There is also the threat of the bank's massive derivative book, which despite attempts of many pundits to gloss over, over the weekend none other than JPM admitted that that is what the markets will likely be focusing on for the foreseeable future: “In our opinion it is not so much funding issues but rather derivatives exposures that more likely to trouble markets going forward if Deutsche Bank concerns continue. This is especially true if these concerns propagate into a confidence crisis inducing more rapid unwinding of derivative contracts.”
Indeed, as we first hinted last Thursday…
.. and as CNBC's Jeff Cox correctly observed subsequently, at the core of this week's investor angst is a word that came up during Bear's demise: “novation,” or a request by hedge funds that deal with the bank to have others take their place in derivatives trades. In the case of Bear Stearns, word in March 2008 that Goldman Sachs had refused a novation request spread panic through Wall Street.
A few days later, the erstwhile Wall Street institution was no more. Though Bear was loaded with toxic assets, it was essentially a rapid crisis of confidence that had done in the firm.
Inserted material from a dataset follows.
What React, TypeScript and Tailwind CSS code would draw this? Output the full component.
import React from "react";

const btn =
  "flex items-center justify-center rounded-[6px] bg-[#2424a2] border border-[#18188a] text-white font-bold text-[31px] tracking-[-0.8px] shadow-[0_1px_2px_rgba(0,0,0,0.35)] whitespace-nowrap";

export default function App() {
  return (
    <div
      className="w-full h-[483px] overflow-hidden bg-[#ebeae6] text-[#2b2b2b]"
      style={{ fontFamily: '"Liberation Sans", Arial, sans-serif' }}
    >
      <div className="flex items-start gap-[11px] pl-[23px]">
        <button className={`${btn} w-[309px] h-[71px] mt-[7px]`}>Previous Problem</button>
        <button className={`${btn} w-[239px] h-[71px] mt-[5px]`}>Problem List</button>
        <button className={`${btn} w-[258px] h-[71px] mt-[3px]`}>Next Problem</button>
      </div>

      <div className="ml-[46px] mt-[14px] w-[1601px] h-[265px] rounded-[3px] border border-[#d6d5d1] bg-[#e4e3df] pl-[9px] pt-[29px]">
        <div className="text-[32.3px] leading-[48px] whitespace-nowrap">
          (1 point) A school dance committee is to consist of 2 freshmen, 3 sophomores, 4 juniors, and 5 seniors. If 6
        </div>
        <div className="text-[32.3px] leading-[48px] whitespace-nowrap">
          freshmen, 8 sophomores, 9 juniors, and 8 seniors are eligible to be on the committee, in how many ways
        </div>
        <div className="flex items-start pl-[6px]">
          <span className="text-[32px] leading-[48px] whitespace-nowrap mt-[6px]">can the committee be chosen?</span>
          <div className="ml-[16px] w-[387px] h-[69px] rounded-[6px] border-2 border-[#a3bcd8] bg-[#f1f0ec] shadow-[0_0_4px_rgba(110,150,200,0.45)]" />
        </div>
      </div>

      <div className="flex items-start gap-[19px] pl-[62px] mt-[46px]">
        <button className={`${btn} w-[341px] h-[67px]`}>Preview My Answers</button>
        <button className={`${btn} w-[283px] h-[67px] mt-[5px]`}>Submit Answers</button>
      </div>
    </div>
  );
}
That's why Thursday's news that a couple of hedge funds doing business with Deutsche were trimming their sales caused such a ruckus in the market. A Bloomberg report indicated that three hedge funds that do business with Deutsche were reducing their positions, causing afternoon market hyperventilation that the funds were losing confidence in the bank.
But while DB's market woes have been duly discussed, at home, the bank is fighting a “rearguard action” as Reuters writes, seeking to shore up confidence among the public, politicians and regulators who say the bank brought many of its problems upon itself by overreaching itself and then reacting too slowly to the 2008 financial crisis.
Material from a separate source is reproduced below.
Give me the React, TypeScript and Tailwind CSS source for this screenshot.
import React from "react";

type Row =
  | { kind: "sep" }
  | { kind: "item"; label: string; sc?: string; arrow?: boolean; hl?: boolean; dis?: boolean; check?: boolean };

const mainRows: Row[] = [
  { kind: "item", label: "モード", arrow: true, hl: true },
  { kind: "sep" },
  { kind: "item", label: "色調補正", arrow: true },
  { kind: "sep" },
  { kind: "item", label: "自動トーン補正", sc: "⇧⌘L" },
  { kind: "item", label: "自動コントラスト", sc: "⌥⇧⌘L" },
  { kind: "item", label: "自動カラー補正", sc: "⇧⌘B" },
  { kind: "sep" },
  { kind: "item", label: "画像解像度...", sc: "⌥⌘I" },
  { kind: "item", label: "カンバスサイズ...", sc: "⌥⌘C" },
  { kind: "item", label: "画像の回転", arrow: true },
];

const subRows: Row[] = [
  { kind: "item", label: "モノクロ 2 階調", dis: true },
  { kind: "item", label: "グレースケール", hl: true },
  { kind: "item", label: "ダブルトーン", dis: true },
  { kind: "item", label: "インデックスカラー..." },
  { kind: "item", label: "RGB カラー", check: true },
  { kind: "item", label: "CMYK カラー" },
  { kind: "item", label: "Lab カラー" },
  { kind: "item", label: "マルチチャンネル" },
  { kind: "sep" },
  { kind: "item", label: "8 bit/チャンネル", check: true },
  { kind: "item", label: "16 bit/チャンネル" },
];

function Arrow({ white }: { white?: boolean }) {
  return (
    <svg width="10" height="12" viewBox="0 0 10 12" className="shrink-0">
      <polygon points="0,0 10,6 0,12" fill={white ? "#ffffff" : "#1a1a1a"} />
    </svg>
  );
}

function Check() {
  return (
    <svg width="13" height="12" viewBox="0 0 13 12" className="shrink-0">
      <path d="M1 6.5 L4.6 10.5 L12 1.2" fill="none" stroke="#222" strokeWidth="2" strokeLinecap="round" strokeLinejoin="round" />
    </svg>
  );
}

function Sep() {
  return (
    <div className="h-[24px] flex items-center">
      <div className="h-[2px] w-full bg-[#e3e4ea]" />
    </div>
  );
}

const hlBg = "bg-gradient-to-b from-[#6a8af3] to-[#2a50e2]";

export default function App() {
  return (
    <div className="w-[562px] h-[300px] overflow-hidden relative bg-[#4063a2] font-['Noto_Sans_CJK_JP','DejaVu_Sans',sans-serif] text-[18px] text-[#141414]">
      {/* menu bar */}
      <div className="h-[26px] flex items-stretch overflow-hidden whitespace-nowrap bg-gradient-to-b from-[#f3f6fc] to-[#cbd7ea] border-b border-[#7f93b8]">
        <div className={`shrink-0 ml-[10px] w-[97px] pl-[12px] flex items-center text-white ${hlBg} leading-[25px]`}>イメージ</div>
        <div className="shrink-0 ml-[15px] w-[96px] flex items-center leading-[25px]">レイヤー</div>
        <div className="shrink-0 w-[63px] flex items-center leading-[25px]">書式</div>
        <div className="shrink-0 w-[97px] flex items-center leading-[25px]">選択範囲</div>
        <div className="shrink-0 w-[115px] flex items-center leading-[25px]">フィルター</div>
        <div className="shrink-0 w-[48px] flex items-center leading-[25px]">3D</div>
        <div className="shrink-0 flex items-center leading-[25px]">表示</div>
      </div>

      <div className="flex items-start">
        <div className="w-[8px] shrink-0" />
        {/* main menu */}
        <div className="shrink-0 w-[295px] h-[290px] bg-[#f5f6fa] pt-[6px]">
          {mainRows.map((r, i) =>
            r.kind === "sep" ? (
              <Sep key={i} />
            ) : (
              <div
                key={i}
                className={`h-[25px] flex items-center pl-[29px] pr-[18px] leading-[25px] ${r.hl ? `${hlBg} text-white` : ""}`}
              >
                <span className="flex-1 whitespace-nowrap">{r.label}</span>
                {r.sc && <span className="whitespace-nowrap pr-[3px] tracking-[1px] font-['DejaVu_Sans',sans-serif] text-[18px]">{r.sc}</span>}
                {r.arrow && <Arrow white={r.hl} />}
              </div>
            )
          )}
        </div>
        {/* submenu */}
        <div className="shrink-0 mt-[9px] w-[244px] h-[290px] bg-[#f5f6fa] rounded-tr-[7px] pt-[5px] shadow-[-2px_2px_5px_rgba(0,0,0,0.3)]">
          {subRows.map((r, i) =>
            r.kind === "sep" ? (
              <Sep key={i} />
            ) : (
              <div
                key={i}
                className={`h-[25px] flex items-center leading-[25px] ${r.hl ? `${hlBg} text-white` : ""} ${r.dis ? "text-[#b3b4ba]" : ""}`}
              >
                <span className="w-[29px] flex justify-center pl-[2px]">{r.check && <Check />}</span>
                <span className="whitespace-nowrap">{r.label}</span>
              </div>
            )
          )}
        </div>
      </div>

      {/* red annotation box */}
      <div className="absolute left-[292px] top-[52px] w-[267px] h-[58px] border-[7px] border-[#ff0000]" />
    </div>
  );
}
Making matters even worse, as Reuters and Handelsblatt reported, the bank suffered a further blow to its image this weekend with a third IT outage in the space of a few months on Saturday “that prevented some customers getting access to their money for a short time.”
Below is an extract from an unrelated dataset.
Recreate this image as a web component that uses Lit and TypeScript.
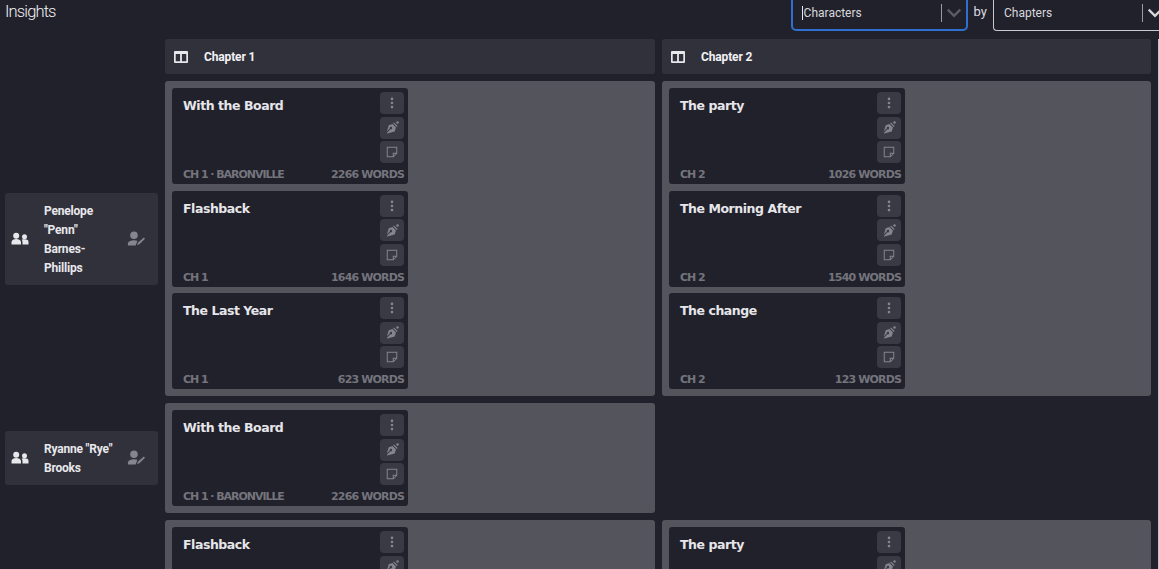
import { LitElement, html, css, svg } from 'lit';
import { customElement } from 'lit/decorators.js';

interface Card {
  title: string;
  meta: string;
  words: string;
}

interface Row {
  name: string[];
  cells: Card[][];
}

const board: Card = { title: 'With the Board', meta: 'CH 1 · BARONVILLE', words: '2266 WORDS' };
const flashback: Card = { title: 'Flashback', meta: 'CH 1', words: '1646 WORDS' };
const lastYear: Card = { title: 'The Last Year', meta: 'CH 1', words: '623 WORDS' };
const party: Card = { title: 'The party', meta: 'CH 2', words: '1026 WORDS' };
const morning: Card = { title: 'The Morning After', meta: 'CH 2', words: '1540 WORDS' };
const change: Card = { title: 'The change', meta: 'CH 2', words: '123 WORDS' };

const rows: Row[] = [
  {
    name: ['Penelope', '"Penn"', 'Barnes-', 'Phillips'],
    cells: [
      [board, flashback, lastYear],
      [party, morning, change],
    ],
  },
  {
    name: ['Ryanne "Rye"', 'Brooks'],
    cells: [[board], []],
  },
  {
    // runs past the bottom of the window, its label is below the fold
    name: [],
    cells: [[flashback], [party]],
  },
];

const dots = svg`<circle cx="12" cy="5" r="2.300"/><circle cx="12" cy="12" r="2.300"/><circle cx="12" cy="19" r="2.300"/>`;
const pen = svg`<circle cx="20" cy="4" r="2"/><path d="M14.300 3.800l5.900 5.900-1.300 1.300-5.900-5.900z"/><path fill-rule="evenodd" d="M12 6.500l5.500 5.500-2 6.200L3.800 21.500l-.9-.9 5.800-5.800a2 2 0 1 0-1.100-1.100l-5.800 5.800z M12 6.500L6 8.500 2.900 18.500z"/>`;
const note = svg`<path fill-rule="evenodd" d="M3 3h18v11.500L14.500 21H3zm1.700 1.700v14.600h8.600V13.300h6V4.700zm10.300 10.300v3.600l3.600-3.600z"/>`;
const people = svg`<circle cx="5.200" cy="5.700" r="3"/><circle cx="13.500" cy="6.700" r="2.500"/><path d="M.5 14.500V12c0-2 2.500-3 4.700-3s4.800 1 4.800 3v2.500zM11.500 14.500V12c0-1-.3-1.700-.9-2.300.8-.3 1.900-.4 2.900-.4 2 0 4 .8 4 2.400v2.800z"/>`;
const personEdit = svg`<circle cx="9.300" cy="7" r="5"/><path d="M1.300 20.500v-2.700c0-2.800 4.800-4.300 8-4.300 1.600 0 3.200.3 4.600.8l-2.400 6.200z"/><path d="M22.500 10l1.500 1.500-7.500 7.500-3 1 1-3z"/>`;
const book = svg`<path fill-rule="evenodd" d="M2 1h12a1 1 0 0 1 1 1v10a1 1 0 0 1-1 1H2a1 1 0 0 1-1-1V2a1 1 0 0 1 1-1zm.700 3v7.300h4.400V4zm6.200 0v7.300h4.400V4z"/>`;
const chevron = svg`<path d="M4.500 8l7.500 7.500L19.500 8" fill="none" stroke="currentColor" stroke-width="2.800"/>`;

@customElement('app-root')
export class AppRoot extends LitElement {
  static styles = css`
    :host {
      display: block;
      position: relative;
      height: 569px;
      overflow: hidden;
      background: #21212b;
      color: #f2f2f4;
      font-family: Roboto, sans-serif;
    }
    svg {
      display: block;
      fill: currentColor;
      flex: none;
    }
    .edge {
      position: absolute;
      top: 39px;
      right: 0;
      bottom: 0;
      width: 1px;
      background: #c4c4ca;
    }
    .topbar {
      display: flex;
      align-items: flex-end;
      height: 31px;
      overflow: hidden;
      padding-left: 5px;
    }
    .page-title {
      align-self: flex-start;
      margin-top: 2px;
      font-size: 16.500px;
      font-weight: 300;
      line-height: 20px;
      letter-spacing: -0.85px;
    }
    .controls {
      display: flex;
      align-items: flex-end;
      margin-left: auto;
      margin-right: -3px;
    }
    .select {
      display: flex;
      align-items: center;
      box-sizing: border-box;
      height: 40px;
      font-size: 12px;
      color: #d8d8dc;
      flex: none;
    }
    .select.focus {
      width: 177px;
      border: 2px solid #2f6fd0;
      border-radius: 5px;
      padding: 3px 0 0 9px;
    }
    .select.plain {
      width: 169px;
      height: 39px;
      border: 1px solid transparent;
      border-bottom-color: #c9c9cf;
      border-left-color: #c9c9cf;
      border-radius: 0 0 0 4px;
      padding: 3px 0 0 10px;
    }
    .select .value {
      flex: 1;
    }
    .focus .value {
      border-left: 1px solid #e8e8e8;
      padding-left: 1px;
    }
    .select .sep {
      width: 1px;
      height: 18px;
      background: #9a9aa0;
    }
    .select .arrow {
      width: 24px;
      display: flex;
      justify-content: center;
      color: #5c5c66;
    }
    .plain .arrow {
      color: #d8d8dc;
      width: 18px;
      justify-content: flex-start;
      padding-left: 2px;
      box-sizing: border-box;
    }
    .by {
      font-size: 13px;
      color: #dcdce0;
      padding: 0 6px;
      margin-bottom: 12px;
    }
    .grid {
      display: grid;
      grid-template-columns: 153px 490px 489px;
      gap: 7px;
      padding: 8px 8px 0 5px;
    }
    .col-head {
      display: flex;
      align-items: center;
      gap: 15px;
      height: 35px;
      padding-left: 8px;
      background: #31313b;
      border-radius: 3px;
      font-size: 12px;
      font-weight: 700;
      letter-spacing: -0.15px;
    }
    .col-head svg {
      color: #e8e8ec;
    }
    .row-head {
      align-self: center;
      display: flex;
      align-items: center;
      box-sizing: border-box;
      padding: 9px 13px 7px 6px;
      background: #31313b;
      border-radius: 3px;
      font-size: 12px;
      font-weight: 700;
      line-height: 19px;
      letter-spacing: -0.2px;
      color: #e8e8ec;
    }
    .row-head svg {
      margin-top: -2px;
    }
    .row-head .name {
      flex: 1;
      margin-left: 15px;
    }
    .row-head .edit {
      color: #85858d;
    }
    .cell {
      display: flex;
      flex-direction: column;
      gap: 6.500px;
      padding: 7px;
      background: #54545c;
      border-radius: 3px;
    }
    .cell.empty {
      background: none;
    }
    .card {
      position: relative;
      box-sizing: border-box;
      width: 236px;
      height: 96px;
      background: #21212b;
      border-radius: 3px;
      padding: 9px 11px 2px;
      display: flex;
      flex-direction: column;
      flex: none;
    }
    .card .title {
      font-family: 'DejaVu Sans', sans-serif;
      font-size: 12.500px;
      font-weight: 700;
      line-height: 17px;
      color: #e6e6ea;
      letter-spacing: -0.45px;
    }
    .card .foot {
      display: flex;
      justify-content: space-between;
      margin-top: auto;
      margin-right: -7px;
      font-family: 'DejaVu Sans', sans-serif;
      font-size: 11px;
      line-height: 14px;
      font-weight: 700;
      letter-spacing: -0.85px;
      color: #74747c;
    }
    .card .meta {
      letter-spacing: -1.05px;
    }
    .actions {
      position: absolute;
      top: 4px;
      right: 4px;
      display: flex;
      flex-direction: column;
      gap: 2.500px;
    }
    .actions span {
      display: flex;
      align-items: center;
      justify-content: center;
      width: 24px;
      height: 22px;
      background: #3a3a44;
      border-radius: 4px;
      color: #85858d;
    }
  `;

  private card(c: Card) {
    return html`
      <div class="card">
        <div class="title">${c.title}</div>
        <div class="actions">
          <span><svg width="14" height="14" viewBox="0 0 24 24">${dots}</svg></span>
          <span><svg width="15" height="15" viewBox="0 0 24 24">${pen}</svg></span>
          <span><svg width="14" height="14" viewBox="0 0 24 24">${note}</svg></span>
        </div>
        <div class="foot"><span class="meta">${c.meta}</span><span>${c.words}</span></div>
      </div>
    `;
  }

  private renderRow(r: Row) {
    return html`
      ${r.name.length
        ? html`
            <div class="row-head">
              <svg width="18" height="18" viewBox="0 0 18 18">${people}</svg>
              <div class="name">${r.name.map((n) => html`<div>${n}</div>`)}</div>
              <svg class="edit" width="18" height="18" viewBox="0 0 24 24">${personEdit}</svg>
            </div>
          `
        : html`<div></div>`}
      ${r.cells.map(
        (cards) => html`
          <div class="cell ${cards.length ? '' : 'empty'}">${cards.map((c) => this.card(c))}</div>
        `
      )}
    `;
  }

  render() {
    return html`
      <div class="topbar">
        <div class="page-title">Insights</div>
        <div class="controls">
          <div class="select focus">
            <span class="value">Characters</span><span class="sep"></span>
            <span class="arrow"><svg width="20" height="20" viewBox="0 0 24 24">${chevron}</svg></span>
          </div>
          <span class="by">by</span>
          <div class="select plain">
            <span class="value">Chapters</span><span class="sep"></span>
            <span class="arrow"><svg width="20" height="20" viewBox="0 0 24 24">${chevron}</svg></span>
          </div>
        </div>
      </div>
      <div class="grid">
        <div></div>
        <div class="col-head"><svg width="16" height="14" viewBox="0 0 16 14">${book}</svg>Chapter 1</div>
        <div class="col-head"><svg width="16" height="14" viewBox="0 0 16 14">${book}</svg>Chapter 2</div>
        ${rows.map((r) => this.renderRow(r))}
      </div>
      <div class="edge"></div>
    `;
  }
}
Handelsblatt adds that “among rumors about state aid, the dramatic fall in its stock price, and an attack by hedge funds on the most important domestic bank, now come reports of a new IT glitch. “Customers can not access their cash because it is blocked”, a customer complained on Saturday morning to Handelsblatt, adding that “I am stunned: I can't make weekend purchases since I can neither get cash nor pay by card.”